2012 New Year Resolutions: an opportunity to expand upon all the forgotten resolutions which, only twelve months prior, were so wholeheartedly made in a futile effort to “rebirth” and “improve” oneself from the being that existed only twelve months prior to that, when similar resolutions were cast and also promptly forgotten.
I don’t bother with resolutions any more. It is better to improve upon life one day at a time at a rate of sixty minutes per hour rather than pushing in all stops and hoping to instantaneously terminate all vices. Having the energy to make small improvements and actually setting those improvements into motion is a varied thing, and I really haven’t reached the point where I want to expend the mental energy.
I “want to”. I “need to” but I am “not ready to”. Not yet. It will take a high degree of frustration for me to be set in motion. That isn’t to say that I’m not currently frustrated with my life; the frustration is dampened by depression and so does not reach full boil. This is been the norm for the past four years.

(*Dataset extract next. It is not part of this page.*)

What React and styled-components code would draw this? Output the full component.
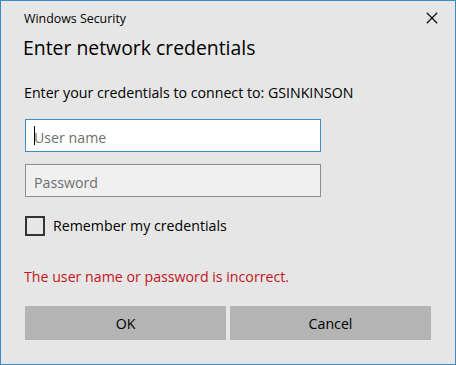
import React from "react";
import styled, { createGlobalStyle } from "styled-components";

const GlobalStyle = createGlobalStyle`
  html, body { margin: 0; padding: 0; background: #e6e6e6; }
  body { font-family: "Open Sans", "Noto Sans", sans-serif; }
`;

const Window = styled.div`
  box-sizing: border-box;
  width: 456px;
  height: 365px;
  border: 1px solid #3a8cc6;
  background: #e6e6e6;
  color: #000;
  display: flex;
  flex-direction: column;
`;

const TitleBar = styled.div`
  display: flex;
  justify-content: space-between;
  align-items: flex-start;
  height: 34px;
`;

const Caption = styled.div`
  padding: 10px 0 0 23px;
  font-size: 12.4px;
  line-height: 15px;
  color: #000;
`;

const CloseButton = styled.button`
  width: 46px;
  height: 34px;
  border: 0;
  padding: 0;
  background: transparent;
  display: flex;
  align-items: center;
  justify-content: center;
  cursor: default;
`;

const Body = styled.div`
  display: flex;
  flex-direction: column;
  padding: 0 23px 0 24px;
`;

const Heading = styled.h1`
  margin: 0 0 0 -2px;
  font-size: 19.4px;
  font-weight: 400;
  line-height: 26px;
`;

const Text = styled.p`
  margin: ${(p) => p.$top}px 0 0 -1px;
  font-size: 14.2px;
  line-height: 20px;
  color: ${(p) => p.$color || "#000"};
`;

const FieldWrap = styled.div`
  position: relative;
  width: 296px;
  margin-top: ${(p) => p.$top}px;
`;

const Field = styled.input`
  box-sizing: border-box;
  display: block;
  width: 296px;
  height: 33px;
  margin: 0;
  padding: 4px 8px 0 8px;
  border: 1px solid ${(p) => (p.$focused ? "#3c8ec4" : "#8e8e8e")};
  background: ${(p) => (p.$focused ? "#ffffff" : "#f0f0f0")};
  font-family: "Open Sans", "Noto Sans", sans-serif;
  font-size: 14.2px;
  color: #000;
  outline: none;
  &::placeholder { color: #6f6f6f; opacity: 1; }
`;

const Caret = styled.span`
  position: absolute;
  left: 9px;
  top: 7px;
  width: 1px;
  height: 19px;
  background: #000;
`;

const CheckRow = styled.label`
  display: flex;
  align-items: center;
  gap: 8px;
  margin-top: 19px;
  height: 20px;
  font-size: 14.2px;
  line-height: 20px;
`;

const Box = styled.span`
  box-sizing: border-box;
  width: 20px;
  height: 20px;
  border: 2px solid #333333;
  background: transparent;
  flex: none;
`;

const Buttons = styled.div`
  display: grid;
  grid-template-columns: 201px 201px;
  gap: 4px;
  margin-top: 19px;
`;

const Button = styled.button`
  height: 34px;
  border: 0;
  margin: 0;
  padding: 0;
  background: #b4b4b4;
  font-family: "Open Sans", "Noto Sans", sans-serif;
  font-size: 14.2px;
  color: #000;
  cursor: default;
`;

export default function App() {
  return (
    <>
      <GlobalStyle />
      <Window>
        <TitleBar>
          <Caption>Windows Security</Caption>
          <CloseButton aria-label="Close">
            <svg width="12" height="12" viewBox="0 0 12 12">
              <path d="M0.8 0.8 L11.2 11.2 M11.2 0.8 L0.8 11.2" stroke="#111" strokeWidth="1.3" fill="none" />
            </svg>
          </CloseButton>
        </TitleBar>
        <Body>
          <Heading>Enter network credentials</Heading>
          <Text $top={22}>Enter your credentials to connect to: GSINKINSON</Text>
          <FieldWrap $top={16}>
            <Field $focused placeholder="User name" />
            <Caret />
          </FieldWrap>
          <FieldWrap $top={12}>
            <Field type="password" placeholder="Password" />
          </FieldWrap>
          <CheckRow>
            <Box />
            <span>Remember my credentials</span>
          </CheckRow>
          <Text $top={31} $color="#c4141b">The user name or password is incorrect.</Text>
          <Buttons>
            <Button>OK</Button>
            <Button>Cancel</Button>
          </Buttons>
        </Body>
      </Window>
    </>
  );
}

This year is the end of resolutions and thus the end of promises I make to myself and then break. Perhaps, in an unintentionally Zen-like state, I’ve chosen to become empty in order to be filled?
Nan-in, a Japanese master during the Meiji era (1868-1912), received a university professor who came to inquire about Zen.
Nan-in served tea. He poured his visitor's cup full, and then kept on pouring.
The professor watched the overflow until he no longer could restrain himself. "It is overfull. No more will go in!"
"Like this cup," Nan-in said, "you are full of your own opinions and speculations. How can I show you Zen unless you first empty your cup?"